2. "Yine Abartıyorsun!"

Bu ifade, çoğu zaman karşı tarafın duygusal tepkisini değersizleştirmek ve onu susturma çabası taşır. Oysa duygusal zekası yüksek bir birey, başkasının yaşadığı deneyimin kendisi için ne kadar yoğun olabileceğini takdir eder. Psikolog Nick Wignall'ın gözlemlerine göre, sürekli eleştiri ve "abartma" suçlaması, çoğu kez eleştiren kişinin kendi içsel güvensizliklerinin veya olayları kendi perspektifinden görememe halinin bir yansımasıdır. Bu tür bir söylem, ilişki içindeki şeffaflığı ve açıklığı baltalayarak derin çatlaklar yaratabilir.

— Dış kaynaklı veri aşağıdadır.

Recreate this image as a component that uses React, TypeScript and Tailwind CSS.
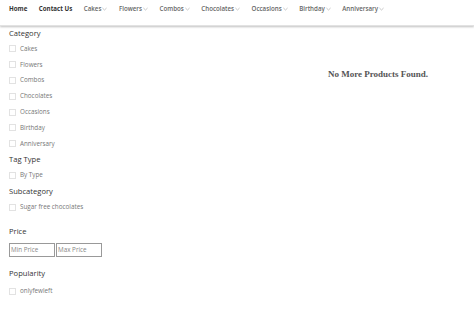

3. "Senin Duygularından Ben Sorumlu Değilim!"

Hiçbir insan, bir başkasının duygusal kontrolünü elinde tutamaz; ancak duygusal zekanın gelişmişliği, kişinin kendi söz ve eylemlerinin başkaları üzerindeki etkisinin farkında olmasıyla ölçülür. Bu farkındalık, ilişkilerde karşılıklı anlayışı ve şefkati besler. Bu ifadeyi kullanan bir kişi, empati eksikliği ve sorumluluktan kaçınma eğilimi sergileyebilir. İlişki danışmanları, bu tür bir yaklaşımın, partnerde yalnızlık ve anlaşılmamışlık hissi yaratarak duygusal bir soğukluk perdesi çekebileceğini belirtir. İlişkiler, karşılıklı etkileşimin bir ürünüdür ve her bireyin sözleri ve davranışları, karşı tarafta belirli duygusal yankılar uyandırır.

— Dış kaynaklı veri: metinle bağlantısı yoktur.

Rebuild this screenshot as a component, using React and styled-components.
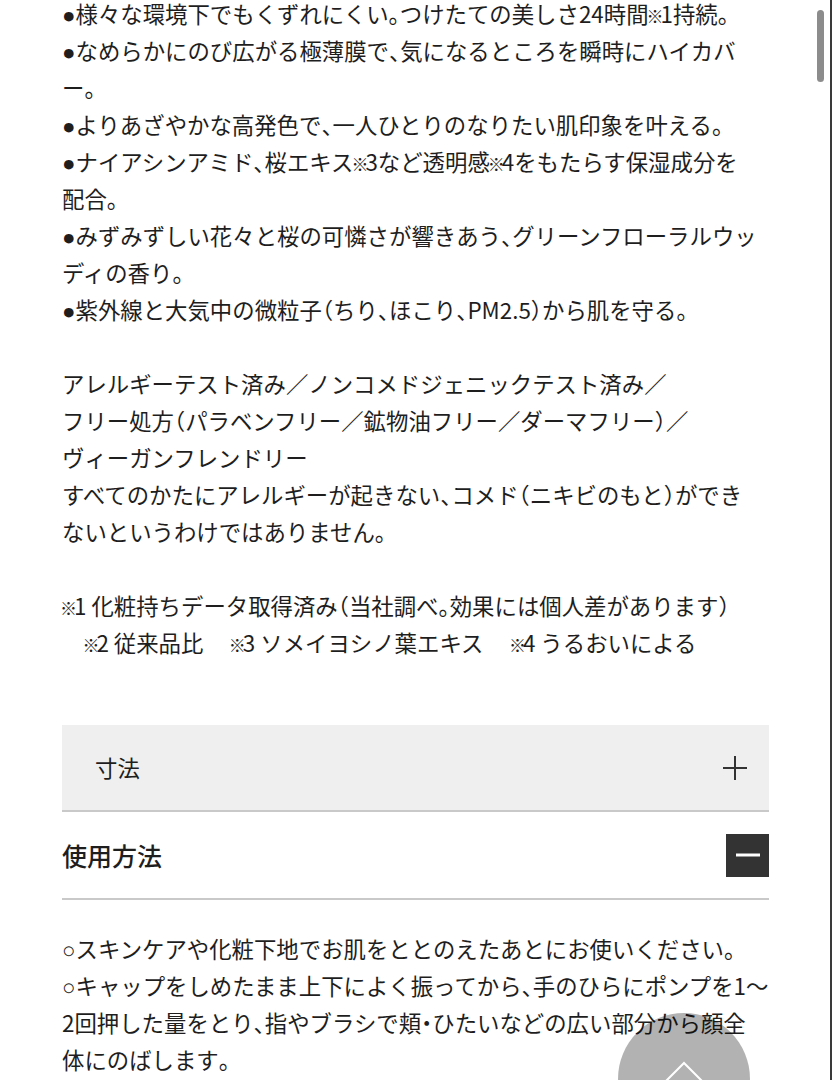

4. "Yardımına İhtiyacım Yok!"

Güçlü ve olgun bir birey, yardım istemenin bir zayıflık belirtisi değil, aksine öz farkındalık ve kendine güvenin bir göstergesi olduğunu bilir. Danışman Moira Hutchison'ın belirttiği gibi, hem yardım almak hem de yardım etmek, bir ilişkiyi zayıflatmak yerine onu daha da derinleştiren ve güçlendiren bir dinamiktir. Duygusal zekası yüksek bir partner, karşılıklı destek ve dayanışmanın ilişkinin temelini oluşturduğunu kavrar. Bu ifadeyi sıkça kullanmak, kişinin bağımsızlık takıntısı, kontrol etme arzusu veya kırılgan görünme korkusu taşıdığını ve bu durumun yakın duygusal bağların kurulmasını engelleyebileceğini düşündürebilir.

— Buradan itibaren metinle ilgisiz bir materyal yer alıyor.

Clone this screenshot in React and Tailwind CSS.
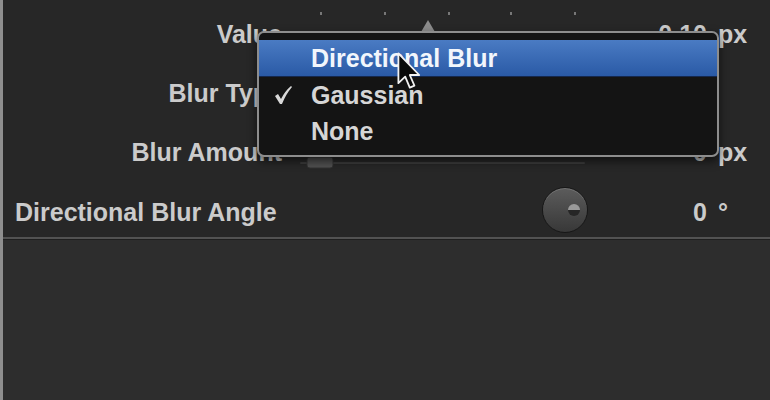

Duygusal Zekanızı Geliştirmek Mümkün mü?

Duygusal zeka, doğuştan gelen sabit bir yetenek olmaktan ziyade, yaşam boyu geliştirilebilecek bir beceridir. Kendi hislerimizi tanımlamak, onları kabullenmek, başkalarının duygusal ipuçlarını yakalamaya çalışmak ve empati pratikleri yapmak, bu alandaki gelişim için atılabilecek adımlardır. İlişkilerde daha derin, daha anlamlı ve daha destekleyici bağlar kurmak isteyen herkes, bu tür ifadelere dikkat ederek ve duygusal farkındalıklarını artırarak daha zengin bir iletişim dili geliştirebilir.